Instructions to follow: Pictures in the data should be dropped; transcribe exactly the lines from the one that has "Convert this table" through the one that has "import React from".

[start of Exercise material]

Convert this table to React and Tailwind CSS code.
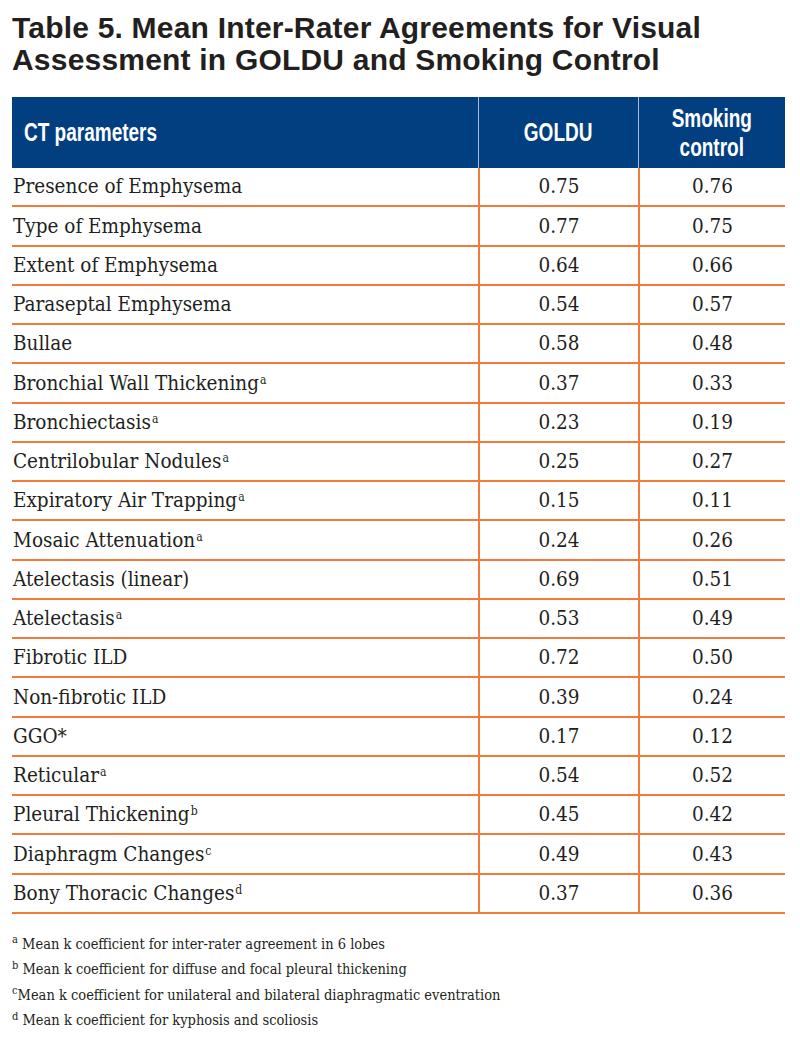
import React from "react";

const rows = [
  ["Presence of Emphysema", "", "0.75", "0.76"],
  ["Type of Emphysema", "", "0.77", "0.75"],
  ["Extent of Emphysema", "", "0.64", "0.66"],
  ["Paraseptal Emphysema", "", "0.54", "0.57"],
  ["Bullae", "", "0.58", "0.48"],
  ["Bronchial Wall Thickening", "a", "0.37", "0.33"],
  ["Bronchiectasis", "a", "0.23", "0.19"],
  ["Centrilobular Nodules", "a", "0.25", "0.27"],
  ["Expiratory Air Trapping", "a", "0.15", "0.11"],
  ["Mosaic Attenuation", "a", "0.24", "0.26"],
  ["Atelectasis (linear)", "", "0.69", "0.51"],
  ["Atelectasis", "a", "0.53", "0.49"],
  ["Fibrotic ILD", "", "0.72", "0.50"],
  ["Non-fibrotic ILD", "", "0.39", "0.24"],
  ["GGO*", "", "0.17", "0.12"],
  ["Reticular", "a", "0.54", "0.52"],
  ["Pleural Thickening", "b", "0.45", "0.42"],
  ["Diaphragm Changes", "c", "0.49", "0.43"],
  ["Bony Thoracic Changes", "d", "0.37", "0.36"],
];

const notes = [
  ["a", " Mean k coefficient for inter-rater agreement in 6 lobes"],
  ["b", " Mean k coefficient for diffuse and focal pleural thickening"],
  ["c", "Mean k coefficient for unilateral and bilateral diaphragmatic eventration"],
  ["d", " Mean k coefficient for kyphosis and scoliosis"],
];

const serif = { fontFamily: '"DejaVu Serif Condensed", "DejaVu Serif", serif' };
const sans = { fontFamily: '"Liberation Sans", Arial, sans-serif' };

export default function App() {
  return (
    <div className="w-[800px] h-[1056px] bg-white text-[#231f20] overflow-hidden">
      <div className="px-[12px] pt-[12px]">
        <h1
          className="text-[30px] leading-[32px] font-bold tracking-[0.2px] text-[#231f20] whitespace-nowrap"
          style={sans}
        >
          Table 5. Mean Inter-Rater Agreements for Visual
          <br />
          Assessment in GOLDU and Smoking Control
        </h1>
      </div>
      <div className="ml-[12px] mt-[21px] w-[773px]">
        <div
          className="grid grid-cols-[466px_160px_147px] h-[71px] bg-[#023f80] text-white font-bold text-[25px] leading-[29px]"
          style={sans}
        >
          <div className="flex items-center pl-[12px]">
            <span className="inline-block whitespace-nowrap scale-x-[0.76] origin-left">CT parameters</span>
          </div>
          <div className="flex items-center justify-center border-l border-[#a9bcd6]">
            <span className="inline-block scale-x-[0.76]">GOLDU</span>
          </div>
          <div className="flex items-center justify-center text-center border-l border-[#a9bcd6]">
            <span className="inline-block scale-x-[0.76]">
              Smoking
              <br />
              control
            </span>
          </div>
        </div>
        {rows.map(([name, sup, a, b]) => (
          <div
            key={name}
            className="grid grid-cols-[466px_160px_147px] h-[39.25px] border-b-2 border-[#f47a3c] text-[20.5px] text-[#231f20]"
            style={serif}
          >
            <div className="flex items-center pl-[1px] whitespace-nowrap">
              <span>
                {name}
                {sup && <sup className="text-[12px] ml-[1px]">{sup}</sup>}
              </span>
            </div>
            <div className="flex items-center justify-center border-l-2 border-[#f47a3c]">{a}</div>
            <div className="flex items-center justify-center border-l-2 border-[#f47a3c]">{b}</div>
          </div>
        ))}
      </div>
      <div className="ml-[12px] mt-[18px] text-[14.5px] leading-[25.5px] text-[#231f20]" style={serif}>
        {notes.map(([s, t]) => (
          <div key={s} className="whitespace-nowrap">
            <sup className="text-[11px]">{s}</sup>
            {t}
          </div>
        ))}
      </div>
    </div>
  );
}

[end of Exercise material]
[start of Exercise material]

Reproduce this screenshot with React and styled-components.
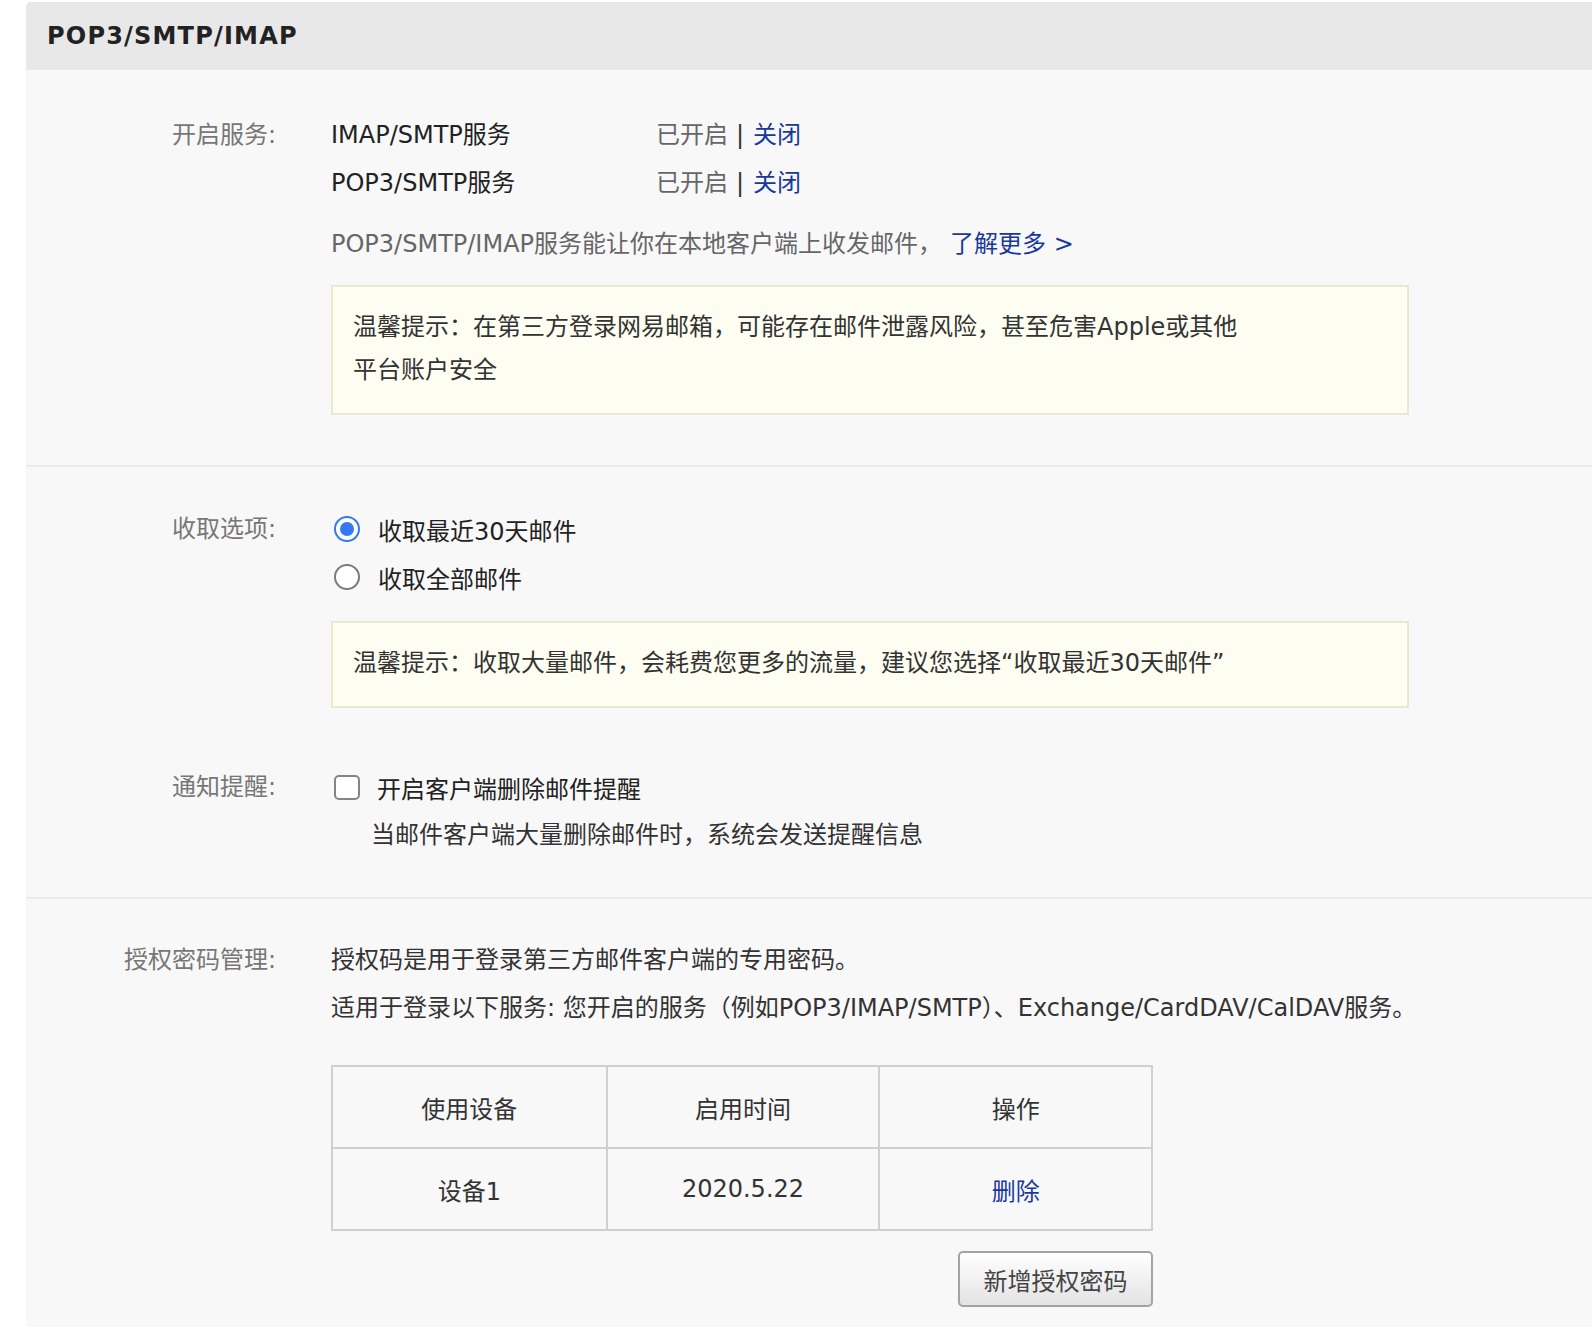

[end of Exercise material]

Task output:
Convert this table to React and Tailwind CSS code.
import React from "react";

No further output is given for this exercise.